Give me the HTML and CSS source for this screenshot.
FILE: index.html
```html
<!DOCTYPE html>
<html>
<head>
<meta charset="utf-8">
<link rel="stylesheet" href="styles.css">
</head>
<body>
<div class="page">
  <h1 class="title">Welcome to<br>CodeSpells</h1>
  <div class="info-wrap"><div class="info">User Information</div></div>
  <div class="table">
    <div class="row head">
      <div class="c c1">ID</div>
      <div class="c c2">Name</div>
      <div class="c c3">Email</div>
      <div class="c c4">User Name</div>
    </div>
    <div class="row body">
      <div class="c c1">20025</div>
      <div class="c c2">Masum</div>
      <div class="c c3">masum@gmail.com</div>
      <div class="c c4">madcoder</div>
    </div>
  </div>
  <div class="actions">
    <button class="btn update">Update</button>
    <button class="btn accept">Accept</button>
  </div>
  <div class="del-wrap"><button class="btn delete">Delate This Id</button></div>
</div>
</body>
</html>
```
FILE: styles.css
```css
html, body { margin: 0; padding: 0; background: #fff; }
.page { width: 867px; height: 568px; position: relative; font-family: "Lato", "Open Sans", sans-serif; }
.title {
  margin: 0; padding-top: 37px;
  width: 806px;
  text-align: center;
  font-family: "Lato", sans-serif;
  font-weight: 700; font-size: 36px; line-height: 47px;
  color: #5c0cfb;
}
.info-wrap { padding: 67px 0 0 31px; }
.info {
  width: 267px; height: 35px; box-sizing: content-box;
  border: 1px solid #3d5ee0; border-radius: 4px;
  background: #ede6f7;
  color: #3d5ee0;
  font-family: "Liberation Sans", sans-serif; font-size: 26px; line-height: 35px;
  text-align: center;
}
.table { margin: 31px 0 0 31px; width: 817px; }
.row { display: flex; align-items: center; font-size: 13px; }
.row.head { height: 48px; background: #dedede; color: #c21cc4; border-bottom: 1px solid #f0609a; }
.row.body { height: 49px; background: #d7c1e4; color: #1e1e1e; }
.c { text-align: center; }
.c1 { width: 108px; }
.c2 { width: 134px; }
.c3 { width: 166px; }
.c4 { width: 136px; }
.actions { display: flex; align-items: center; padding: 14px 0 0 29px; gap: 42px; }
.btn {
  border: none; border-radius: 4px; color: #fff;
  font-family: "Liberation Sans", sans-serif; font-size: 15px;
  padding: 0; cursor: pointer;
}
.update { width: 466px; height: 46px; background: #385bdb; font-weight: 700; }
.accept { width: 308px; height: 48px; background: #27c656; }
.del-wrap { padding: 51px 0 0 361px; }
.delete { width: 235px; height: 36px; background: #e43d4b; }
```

- - - -

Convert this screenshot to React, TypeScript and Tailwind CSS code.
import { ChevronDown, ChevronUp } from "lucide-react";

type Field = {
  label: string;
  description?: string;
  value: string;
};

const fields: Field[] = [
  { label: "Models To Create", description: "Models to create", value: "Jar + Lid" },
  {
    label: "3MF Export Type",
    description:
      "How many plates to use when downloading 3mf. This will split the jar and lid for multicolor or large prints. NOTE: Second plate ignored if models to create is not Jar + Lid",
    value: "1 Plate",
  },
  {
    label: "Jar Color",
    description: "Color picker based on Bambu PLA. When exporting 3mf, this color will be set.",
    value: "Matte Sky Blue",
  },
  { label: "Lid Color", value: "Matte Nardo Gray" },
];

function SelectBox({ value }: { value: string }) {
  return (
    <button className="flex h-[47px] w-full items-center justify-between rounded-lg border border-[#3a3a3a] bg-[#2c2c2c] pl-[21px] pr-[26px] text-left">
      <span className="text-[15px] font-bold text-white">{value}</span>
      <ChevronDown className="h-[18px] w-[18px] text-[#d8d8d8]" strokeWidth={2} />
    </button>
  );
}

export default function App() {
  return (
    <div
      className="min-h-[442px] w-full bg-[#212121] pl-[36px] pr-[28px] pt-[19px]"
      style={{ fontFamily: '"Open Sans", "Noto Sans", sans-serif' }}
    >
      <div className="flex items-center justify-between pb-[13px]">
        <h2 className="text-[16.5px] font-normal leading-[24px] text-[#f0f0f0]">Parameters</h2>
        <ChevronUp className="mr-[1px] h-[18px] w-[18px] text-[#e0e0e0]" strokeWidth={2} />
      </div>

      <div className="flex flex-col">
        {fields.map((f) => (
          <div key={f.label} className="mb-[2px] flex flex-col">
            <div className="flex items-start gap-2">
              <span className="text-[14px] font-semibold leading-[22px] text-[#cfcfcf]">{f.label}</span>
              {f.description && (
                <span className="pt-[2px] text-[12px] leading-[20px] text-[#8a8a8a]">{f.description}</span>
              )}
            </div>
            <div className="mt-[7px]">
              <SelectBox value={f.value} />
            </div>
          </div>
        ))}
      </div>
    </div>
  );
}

- - - -

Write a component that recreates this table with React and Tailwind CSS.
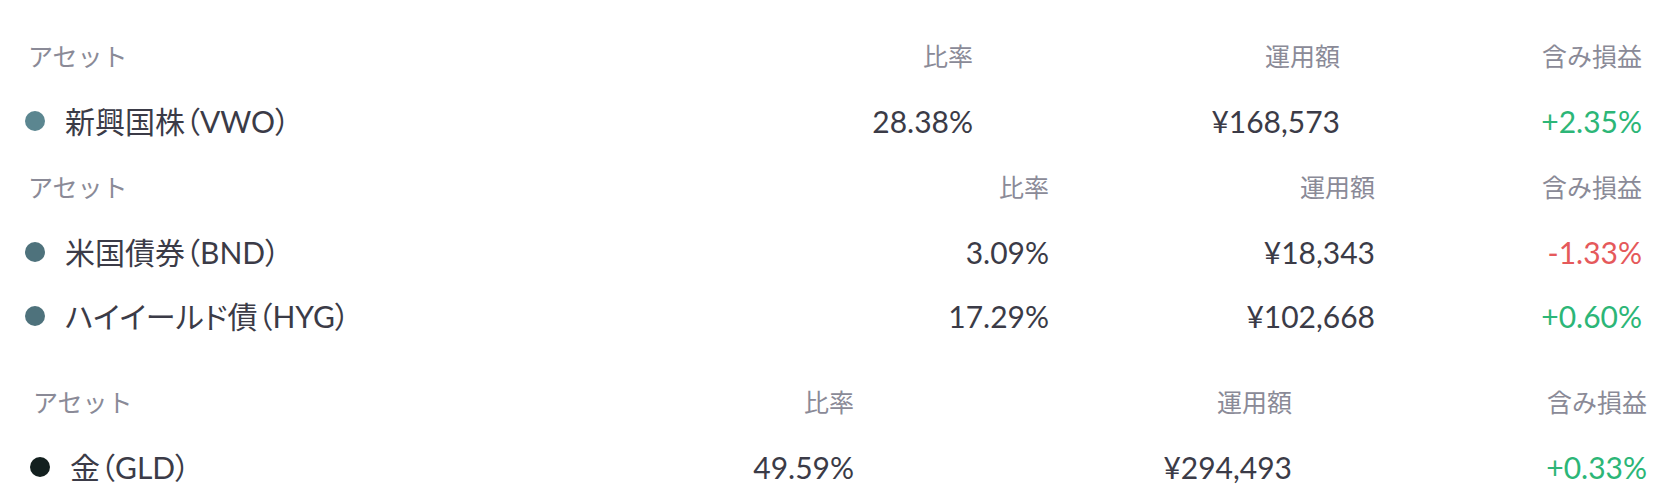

- - - -

__Set exercise__. Search the data above for the string "table" and copy each line that has it.

__Task output__.
  <div class="table">
.table { margin: 31px 0 0 31px; width: 817px; }
Write a component that recreates this table with React and Tailwind CSS.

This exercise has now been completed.